Protections for Servicemembers and Domestic Violence Survivors

Active-Duty Military

The federal Servicemembers Civil Relief Act (SCRA) gives active-duty servicemembers and their dependents the right to request a 90-day stay of eviction proceedings. The court can extend that stay further depending on the circumstances. Before any court enters a default judgment against a tenant who hasn’t appeared, the landlord must file an affidavit addressing whether the tenant is in military service. Filing a false military status affidavit is a federal misdemeanor.

Survivors of Domestic Violence

In federally subsidized housing, the Violence Against Women Act (VAWA) prohibits eviction based on domestic violence, dating violence, sexual assault, or stalking committed against the tenant. A survivor cannot lose their housing because of an eviction record, criminal history, or bad credit that resulted from the abuse. The law also allows lease bifurcation, which means removing the abuser from the lease while keeping the survivor housed. Survivors can self-certify their status using HUD Form 5382, and housing providers cannot demand additional proof unless they have conflicting information.

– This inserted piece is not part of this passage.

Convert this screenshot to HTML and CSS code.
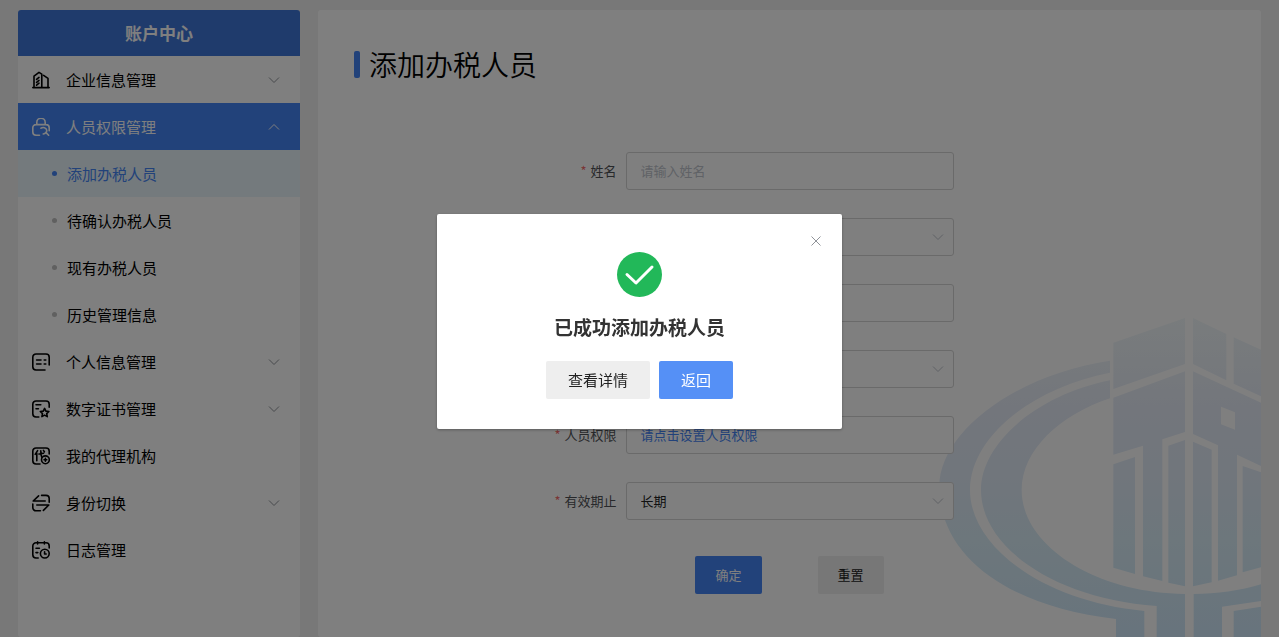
FILE: index.html
```html
<!DOCTYPE html>
<html lang="zh-CN">

<head>
    <meta charset="UTF-8">
    <meta name="viewport" content="width=device-width, initial-scale=1.0">
    <title>账户中心 - 添加办税人员</title>
    <link rel="stylesheet" href="styles.css">
</head>

<body>
    <svg class="sprite" aria-hidden="true">
        <symbol id="arrow-down" viewBox="0 0 12 12">
            <path d="M1 3.5l5 5 5-5" />
        </symbol>
        <symbol id="arrow-up" viewBox="0 0 12 12">
            <path d="M1 8.5l5-5 5 5" />
        </symbol>
    </svg>

    <div class="page">
        <aside class="sidebar">
            <h2 class="sidebar-title">账户中心</h2>
            <nav>
                <ul class="menu">
                    <li>
                        <a href="#" class="menu-item">
                            <svg class="menu-icon" viewBox="0 0 18 18">
                                <path d="M.8 16.6h16.4M2 16V5.2L7 1.4l2.8 1.8V16M11.6 4.4l4.4 3V16M4.6 8.4l2.4-2M4.6 11.4l2.4-2M4.6 14.2l2.4-2" />
                            </svg>
                            <span>企业信息管理</span>
                            <svg class="arrow"><use href="#arrow-down" /></svg>
                        </a>
                    </li>
                    <li>
                        <a href="#" class="menu-item active">
                            <svg class="menu-icon" viewBox="0 0 18 18">
                                <path d="M7.5 17.2H4A3.2 3.2 0 0 1 .8 14V9.8A3.2 3.2 0 0 1 4 6.6h10a3.2 3.2 0 0 1 3.2 3.2v3M4.8 6.6V4.4a4.2 4.2 0 0 1 8.4 0v2.2M9 10.2c2-1.4 5-.6 5.6 1.6.6 2-1 4-3.4 4.2M13.8 14.4l2.8 2.8" />
                            </svg>
                            <span>人员权限管理</span>
                            <svg class="arrow"><use href="#arrow-up" /></svg>
                        </a>
                        <ul class="submenu">
                            <li><a href="#" class="submenu-item current">添加办税人员</a></li>
                            <li><a href="#" class="submenu-item">待确认办税人员</a></li>
                            <li><a href="#" class="submenu-item">现有办税人员</a></li>
                            <li><a href="#" class="submenu-item">历史管理信息</a></li>
                        </ul>
                    </li>
                    <li>
                        <a href="#" class="menu-item">
                            <svg class="menu-icon" viewBox="0 0 18 18">
                                <path d="M13 17H4A3.2 3.2 0 0 1 .8 13.8V4.2A3.2 3.2 0 0 1 4 1h10a3.2 3.2 0 0 1 3.2 3.2V12M4.6 7H9M12.2 7h1.6M4.6 11H9M12.2 11h1.6" />
                            </svg>
                            <span>个人信息管理</span>
                            <svg class="arrow"><use href="#arrow-down" /></svg>
                        </a>
                    </li>
                    <li>
                        <a href="#" class="menu-item">
                            <svg class="menu-icon" viewBox="0 0 18 18">
                                <path d="M6.8 17H4A3.2 3.2 0 0 1 .8 13.8V4.2A3.2 3.2 0 0 1 4 1h10a3.2 3.2 0 0 1 3.2 3.2v3M4 4.8h4.8M4 8.8h2.4M12.6 8.4l1.3 2.7 3 .4-2.2 2.1.6 3-2.7-1.5-2.7 1.5.6-3-2.2-2.1 3-.4z" />
                            </svg>
                            <span>数字证书管理</span>
                            <svg class="arrow"><use href="#arrow-down" /></svg>
                        </a>
                    </li>
                    <li>
                        <a href="#" class="menu-item">
                            <svg class="menu-icon" viewBox="0 0 18 18">
                                <path d="M8 17H4A3.2 3.2 0 0 1 .8 13.8V4.2A3.2 3.2 0 0 1 4 1h10a3.2 3.2 0 0 1 3.2 3.2V7M5.6 3.6L3.2 7.4M4.8 6.4v7.4M7 7l4.6-.8M8.8 3.8c0 3 .2 4.8 1 6.4M11.4 3.4l1 1.4" />
                                <circle cx="13.4" cy="12.8" r="3.9" />
                                <path d="M13.4 11.4v2.8M12 12.8h2.8" />
                            </svg>
                            <span>我的代理机构</span>
                        </a>
                    </li>
                    <li>
                        <a href="#" class="menu-item">
                            <svg class="menu-icon" viewBox="0 0 18 18">
                                <path d="M6.6 1.8L1.2 7h12M9.6 1.4H14a3.2 3.2 0 0 1 3.2 3.2v3.6M11.4 16.4l5.4-5.4h-12M8.4 16.8H4a3.2 3.2 0 0 1-3.2-3.2V10" />
                            </svg>
                            <span>身份切换</span>
                            <svg class="arrow"><use href="#arrow-down" /></svg>
                        </a>
                    </li>
                    <li>
                        <a href="#" class="menu-item">
                            <svg class="menu-icon" viewBox="0 0 18 18">
                                <path d="M6.2 17H4a3.2 3.2 0 0 1-3.2-3.2V5A3.2 3.2 0 0 1 4 1.8h10A3.2 3.2 0 0 1 17.2 5v2M5.6.8V3M12.4.8V3M4 7.2h3.4M4 11.6h1.8" />
                                <circle cx="12.8" cy="12.6" r="4.4" />
                                <path d="M12.6 10.8v2.2h1.6" />
                            </svg>
                            <span>日志管理</span>
                        </a>
                    </li>
                </ul>
            </nav>
        </aside>

        <main class="content">
            <svg class="watermark" viewBox="0 0 993 1011" aria-hidden="true">
                <defs>
                    <linearGradient id="fade" gradientUnits="userSpaceOnUse" x1="0" y1="54" x2="0" y2="1011">
                        <stop offset="0" stop-color="#f2f8fa" />
                        <stop offset="0.3" stop-color="#e6ecf8" />
                        <stop offset="0.5" stop-color="#e2ecf8" />
                        <stop offset="0.7" stop-color="#daeef8" />
                        <stop offset="1" stop-color="#d0e8fa" />
                    </linearGradient>
                </defs>
                <g fill="url(#fade)" fill-rule="evenodd">
                    <!-- rings -->
                    <path d="M540 182C250 225 28 400 28 560C28 770 235 920 558 957V1011H643V933C340 905 120 740 120 570C120 415 300 265 540 218Z" />
                    <path d="M540 241C320 285 153 430 153 570C153 740 370 895 680 918V1011H765V882C490 878 275 735 275 570C275 450 390 345 540 295Z" />
                    <path d="M791 882C860 882 930 872 993 853V903L876 920V1011H791ZM911 933L993 920V1011H911Z" />
                    <!-- towers -->
                    <path d="M550 128L765 54V192L550 267ZM789 54L889 102V241L789 192ZM911 112L993 149V289L911 251Z" />
                    <path d="M550 293L765 214V396L697 418V843L639 829V437L550 464Z" />
                    <path d="M789 214L993 308V498L921 464V826L864 842V436L789 402ZM873 320L915 337V389L873 373Z" />
                    <path d="M550 493L615 471V822L550 803ZM715 437L765 420V859L715 848ZM789 425L845 449V847L789 859ZM938 498L993 517V802L938 817Z" />
                </g>
            </svg>

            <h1 class="content-title">添加办税人员</h1>

            <form class="form">
                <div class="form-row">
                    <label for="name">姓名</label>
                    <input type="text" id="name" class="field" placeholder="请输入姓名">
                </div>
                <div class="form-row">
                    <label for="idType"></label>
                    <div class="select">
                        <select id="idType" class="field">
                            <option></option>
                        </select>
                        <svg class="arrow"><use href="#arrow-down" /></svg>
                    </div>
                </div>
                <div class="form-row">
                    <label for="idNumber"></label>
                    <input type="text" id="idNumber" class="field">
                </div>
                <div class="form-row">
                    <label for="role"></label>
                    <div class="select">
                        <select id="role" class="field">
                            <option></option>
                        </select>
                        <svg class="arrow"><use href="#arrow-down" /></svg>
                    </div>
                </div>
                <div class="form-row">
                    <label for="permission">人员权限</label>
                    <button type="button" id="permission" class="field field-link">请点击设置人员权限</button>
                </div>
                <div class="form-row">
                    <label for="expiry">有效期止</label>
                    <div class="select">
                        <select id="expiry" class="field">
                            <option>长期</option>
                        </select>
                        <svg class="arrow"><use href="#arrow-down" /></svg>
                    </div>
                </div>
                <div class="form-actions">
                    <button type="button" class="btn btn-primary">确定</button>
                    <button type="reset" class="btn">重置</button>
                </div>
            </form>
        </main>
    </div>

    <div class="overlay">
        <div class="dialog" role="dialog" aria-modal="true" aria-labelledby="dialogTitle">
            <button type="button" class="dialog-close" aria-label="关闭">
                <svg viewBox="0 0 12 12">
                    <path d="M1.5 1.5l9 9M10.5 1.5l-9 9" />
                </svg>
            </button>
            <svg class="dialog-icon" viewBox="0 0 45 45">
                <circle cx="22.5" cy="22.5" r="22.5" />
                <path d="M10 22.5l9 8.5 16-16" />
            </svg>
            <h3 class="dialog-title" id="dialogTitle">已成功添加办税人员</h3>
            <div class="dialog-actions">
                <button type="button" class="btn btn-large">查看详情</button>
                <button type="button" class="btn btn-large btn-light">返回</button>
            </div>
        </div>
    </div>
</body>

</html>
```
FILE: styles.css
```css
:root {
    --primary-color: #4484f4;
    --header-color: #3e76d8;
    --page-color: #f0f0f0;
    --border-color: #d4d4d4;
    --text-color: #222222;
}

* {
    margin: 0;
    padding: 0;
    box-sizing: border-box;
}

body {
    font-family: "Noto Sans CJK SC", "Microsoft YaHei", sans-serif;
    font-size: 15px;
    color: var(--text-color);
    background-color: #ffffff;
    overflow: hidden;
}

button,
input,
select {
    font-family: inherit;
}

ul {
    list-style-type: none;
}

.sprite {
    display: none;
}

.page {
    display: flex;
    gap: 18px;
    height: calc(100vh - 2px);
    margin-right: 1px;
    padding: 10px 18px 0;
    background-color: var(--page-color);
    overflow: hidden;
}

/* Sidebar */
.sidebar {
    flex: 0 0 282px;
    background-color: #ffffff;
    border-radius: 3px;
    overflow: hidden;
}

.sidebar-title {
    font-size: 17px;
    line-height: 46px;
    text-align: center;
    color: #ffffff;
    background-color: var(--header-color);
}

.menu-item {
    display: flex;
    align-items: center;
    gap: 16px;
    height: 47px;
    padding: 0 20px 0 14px;
    color: #000000;
    text-decoration: none;
}

.menu-item.active {
    color: #ffffff;
    background-color: var(--primary-color);
}

.menu-icon {
    width: 18px;
    height: 18px;
    fill: none;
    stroke: currentColor;
    stroke-width: 1.6;
    stroke-linecap: round;
    stroke-linejoin: round;
}

.arrow {
    width: 12px;
    height: 12px;
    fill: none;
    stroke: #909399;
}

.menu-item .arrow {
    margin-left: auto;
}

.menu-item.active .arrow {
    stroke: #ffffff;
}

.submenu-item {
    display: flex;
    align-items: center;
    gap: 10px;
    height: 47px;
    padding-left: 34px;
    color: #000000;
    text-decoration: none;
}

.submenu-item::before {
    content: "";
    width: 5px;
    height: 5px;
    border-radius: 50%;
    background-color: #c0c0c0;
}

.submenu-item.current {
    color: var(--primary-color);
    background-color: #e8f4fa;
}

.submenu-item.current::before {
    background-color: var(--primary-color);
}

/* Content */
.content {
    flex: 1;
    position: relative;
    padding: 34px 36px;
    background-color: #ffffff;
    border-radius: 3px;
}

.watermark {
    position: absolute;
    right: 0;
    bottom: 0;
    width: 331px;
    height: 337px;
}

.content-title {
    display: flex;
    align-items: center;
    gap: 9px;
    margin-bottom: 68px;
    font-size: 28px;
    font-weight: 350;
    line-height: 40px;
    color: #000000;
}

.content-title::before {
    content: "";
    width: 6px;
    height: 27px;
    border-radius: 2px;
    background-color: var(--primary-color);
}

.form {
    position: relative;
    font-size: 13px;
}

.form-row {
    display: grid;
    grid-template-columns: 1fr 328px 1fr;
    align-items: center;
    column-gap: 9px;
    margin-bottom: 28px;
}

.form-row label {
    padding-bottom: 2px;
    text-align: right;
    color: #505256;
}

.form-row label::before {
    content: "*";
    margin-right: 4px;
    color: #f56c6c;
}

.form-row label:empty::before {
    content: none;
}

.field {
    display: block;
    width: 100%;
    height: 38px;
    padding: 0 14px 2px;
    font-size: 13px;
    color: var(--text-color);
    background-color: #ffffff;
    border: 1px solid var(--border-color);
    border-radius: 3px;
    appearance: none;
}

.field::placeholder {
    color: #c0c4cc;
}

.field-link {
    text-align: left;
    color: var(--primary-color);
}

.select {
    position: relative;
}

.select .arrow {
    position: absolute;
    top: 13px;
    right: 10px;
    stroke: #c0c4cc;
    pointer-events: none;
}

.form-actions {
    display: flex;
    justify-content: center;
    gap: 56px;
    margin-top: 36px;
}

.btn {
    height: 38px;
    padding: 0 20px 2px;
    font-size: 13px;
    color: var(--text-color);
    background-color: #eeeeee;
    border: none;
    border-radius: 2px;
    cursor: pointer;
}

.btn-primary {
    color: #ffffff;
    background-color: var(--primary-color);
}

.btn-large {
    padding: 0 22px 2px;
    font-size: 15px;
}

.btn-light {
    color: #ffffff;
    background-color: #5590f6;
}

/* Dialog */
.overlay {
    position: fixed;
    top: 0;
    right: 1px;
    bottom: 2px;
    left: 0;
    background-color: rgba(0, 0, 0, 0.5);
}

.dialog {
    position: relative;
    display: flex;
    flex-direction: column;
    align-items: center;
    width: 405px;
    margin: 214px auto 0;
    padding: 38px 20px 30px;
    background-color: #ffffff;
    border-radius: 2px;
    box-shadow: 0 1px 3px rgba(0, 0, 0, 0.3);
}

.dialog-close {
    position: absolute;
    top: 21px;
    right: 20px;
    width: 12px;
    height: 12px;
    background: none;
    border: none;
    cursor: pointer;
}

.dialog-close svg {
    display: block;
    fill: none;
    stroke: #909399;
}

.dialog-icon {
    width: 45px;
    height: 45px;
    fill: #22b859;
}

.dialog-icon path {
    fill: none;
    stroke: #ffffff;
    stroke-width: 3;
    stroke-linecap: round;
    stroke-linejoin: round;
}

.dialog-title {
    margin: 16px 0 20px;
    font-size: 19px;
    line-height: 28px;
    color: #333333;
}

.dialog-actions {
    display: flex;
    gap: 9px;
}
```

Bankruptcy and the Automatic Stay

When a tenant files for bankruptcy, an automatic stay normally halts collection actions, including eviction. The practical effect depends on timing. If the landlord already has a judgment of possession before the bankruptcy filing, the stay provides little protection, and the landlord can generally proceed with the eviction. If no judgment exists yet, the landlord must file a Motion for Relief from the Automatic Stay in bankruptcy court before continuing the eviction in Housing Court. A bankruptcy judge may grant that motion if the tenant isn’t paying post-filing rent, the landlord is suffering financial harm, or the tenant has violated the lease.

Landlords who learn of a bankruptcy filing must immediately stop all collection activity, including contacting the tenant about rent. Violating the automatic stay can result in sanctions from the bankruptcy court.